I was promised that if I scored well in 12th, I could go to the college of my choice. I did—but the promise was broken. A quiet rebellion was born. I went through graduation just to get through it—no passion, no motivation—just moving through the motions, believing effort didn’t matter. (again I was unaware!)

No one asked why I lost interest. But they did point out that my scores weren’t great. No one remembered when I did well.

I carried unspoken guilt for so long—especially when a deeply personal relationship distanced, not because of anything I did, but because someone else’s version of the story was believed. For years, I felt it was my fault. But today, I know: it wasn’t.

When I chose love and married outside of caste and religion, I was told, "If you’d chosen differently, your wedding would’ve been grand." That hurt. If you love me, why does it matter who I love? Why couldn’t you celebrate me anyway? (A story for next time.)

Then came pregnancy. Everything changed again. People around me felt different. I felt alone, even though I smiled. I thought I was happy, but something was off. Quiet sadness crept in. Judgment arrived quickly—on my body, my choices, my child. (A story for another blog.)

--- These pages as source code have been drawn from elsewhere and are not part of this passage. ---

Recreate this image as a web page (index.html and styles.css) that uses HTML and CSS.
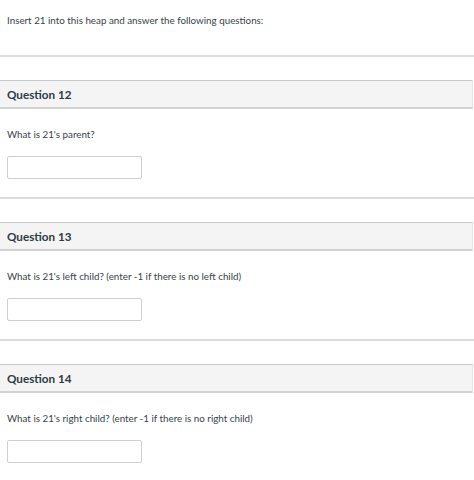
FILE: index.html
```html
<!DOCTYPE html>
<html>
<head>
<meta charset="utf-8">
<link rel="stylesheet" href="styles.css">
</head>
<body>
<div class="intro">
  <p class="text">Insert 21 into this heap and answer the following questions:</p>
</div>
<div class="question">
  <div class="q-header">Question 12</div>
  <div class="q-body">
    <p class="text">What is 21's parent?</p>
    <input class="answer" type="text">
  </div>
</div>
<div class="question">
  <div class="q-header">Question 13</div>
  <div class="q-body">
    <p class="text">What is 21's left child? (enter -1 if there is no left child)</p>
    <input class="answer" type="text">
  </div>
</div>
<div class="question last">
  <div class="q-header">Question 14</div>
  <div class="q-body">
    <p class="text">What is 21's right child? (enter -1 if there is no right child)</p>
    <input class="answer" type="text">
  </div>
</div>
</body>
</html>
```
FILE: styles.css
```css
* { box-sizing: border-box; }
body {
  margin: 0;
  background: #fff;
  font-family: Lato, "Liberation Sans", sans-serif;
  color: #2d3b45;
  width: 474px;
}
.text {
  margin: 0;
  font-size: 9.8px;
  line-height: 16px;
  color: #36434c;
}
.intro {
  padding: 12px 7px 0;
  height: 57px;
  border-bottom: 2px solid #dcdcdc;
}
.question {
  margin-top: 23px;
  border-bottom: 2px solid #dcdcdc;
}
.question.last {
  border-bottom: none;
}
.q-header {
  height: 29px;
  border-top: 1px solid #c9c9c9;
  border-bottom: 2px solid #d2d2d2;
  border-right: 1px solid #e6e6e6;
  margin-right: 1px;
  background: #f4f4f4;
  padding: 0 7px;
  display: flex;
  align-items: center;
  font-weight: 700;
  font-size: 11.7px;
  color: #2d3b45;
}
.q-body {
  padding: 17px 7px 18px;
  display: flex;
  flex-direction: column;
  align-items: flex-start;
  gap: 14px;
}
.answer {
  width: 135px;
  height: 23px;
  border: 1px solid #cfcfcf;
  border-radius: 2px;
  background: #fff;
  margin: 0;
  padding: 0 6px;
}
```
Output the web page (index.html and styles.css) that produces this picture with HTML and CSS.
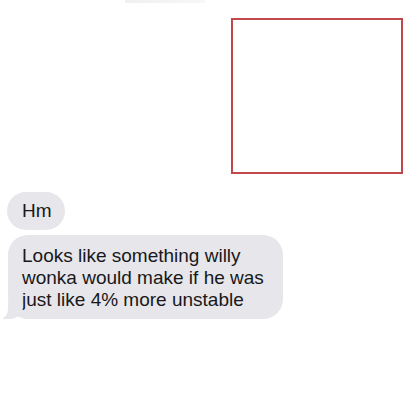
FILE: index.html
```html
<!DOCTYPE html>
<html lang="en">
<head>
    <meta charset="UTF-8">
    <meta name="viewport" content="width=device-width, initial-scale=1.0">
    <title>Messages</title>
    <link rel="stylesheet" href="styles.css">
</head>
<body>
    <div class="screen">
        <div class="top-strip"></div>

        <div class="media-row">
            <div class="media-frame"></div>
        </div>

        <div class="thread">
            <div class="bubble">Hm</div>
            <div class="bubble bubble-last">
                Looks like something willy<br>
                wonka would make if he was<br>
                just like 4% more unstable
            </div>
        </div>
    </div>
</body>
</html>
```
FILE: styles.css
```css
/* Base */
* {
    margin: 0;
    padding: 0;
    box-sizing: border-box;
}

body {
    background: #ffffff;
    font-family: 'Liberation Sans', Arial, sans-serif;
    color: #18181a;
}

.screen {
    width: 418px;
    height: 400px;
    overflow: hidden;
}

/* Faint leftover at the top edge */
.top-strip {
    width: 80px;
    height: 3px;
    margin-left: 125px;
    background: linear-gradient(90deg, #f0f0f2 0%, #f7f7f8 100%);
}

/* Red frame */
.media-row {
    display: flex;
    justify-content: flex-end;
    padding: 15px 15px 0 0;
}

.media-frame {
    width: 172px;
    height: 156px;
    border: 2px solid #c2474a;
}

/* Messages */
.thread {
    display: flex;
    flex-direction: column;
    align-items: flex-start;
    gap: 5px;
    padding: 18px 0 0 7px;
}

.bubble {
    position: relative;
    background: #e6e6eb;
    border-radius: 19px;
    font-size: 19px;
    line-height: 22px;
    padding: 8px 13px 8px 15px;
}

.bubble-last {
    margin-left: 1px;
    width: 275px;
    padding: 10px 10px 8px 14px;
    border-radius: 20px;
}

/* Tail */
.bubble-last::before {
    content: "";
    position: absolute;
    left: -5px;
    bottom: 0;
    width: 20px;
    height: 16px;
    background: #e6e6eb;
    border-bottom-right-radius: 14px 12px;
}

.bubble-last::after {
    content: "";
    position: absolute;
    left: -10px;
    bottom: 0;
    width: 10px;
    height: 16px;
    background: #ffffff;
    border-bottom-right-radius: 8px 10px;
}
```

And yet… that small, steady part of me—the one that believed in my intelligence, in my unique rhythmnever gave up.

That’s what kept me moving forward. Even when I didn’t understand what I was moving through. My Love Story

Reconnecting With the Me I Lost 

And then, something shifted.

It was as if my baby whispered to me, "Maa, it’s time to come back to yourself. To your truth. To make choices that are truly yours."


And I listened.

That whisper became a deep call—to heal, to remember, to celebrate. Healing didn’t happen overnight. But it began the moment I made the choice: To return to me.

Not the version others wanted. Not the version others praised. But the one I had always quietly been.

I started seeing my story with new eyes. I forgave the younger me. I softened the blame. I released the guilt. And most importantly—I celebrated myself.


I now know:

My sensitivity is not a flaw—it’s my gift.  

My voice matters—whether soft or loud.  

I can be both strong and soft.  

I don’t need to fit in—I just need to be me.


Because love should be celebrated. In all its forms. Starting with the love we give ourselves.


This is my love story with me

If you’ve ever felt lost within your own life, I want you to know — the return is possible. Even in the quietest moments, your soul remembers who you are. And when you’re ready, you’ll hear that whisper too.


This June, may you come home to the relationship that matters most — the one with yourself.


If you're ready to begin your healing journey, click here—I’m here to support you every step of the way!


A Thought For All Of Us

Life’s biggest changes—school, choices, marriage, pregnancy—are milestones, moments of growth that deserve celebration.

But instead of joy, they’re often met with comparison, pressure, judgment, or silence.

We praise academic scores as intelligence, yet emotional intelligence—our ability to connect, feel, and grow—is overlooked.

Every human deserves to be supported, not judged. Cheered for, not criticized.


That is my purpose—to celebrate each of you, exactly as you are. Whole, unique, enough.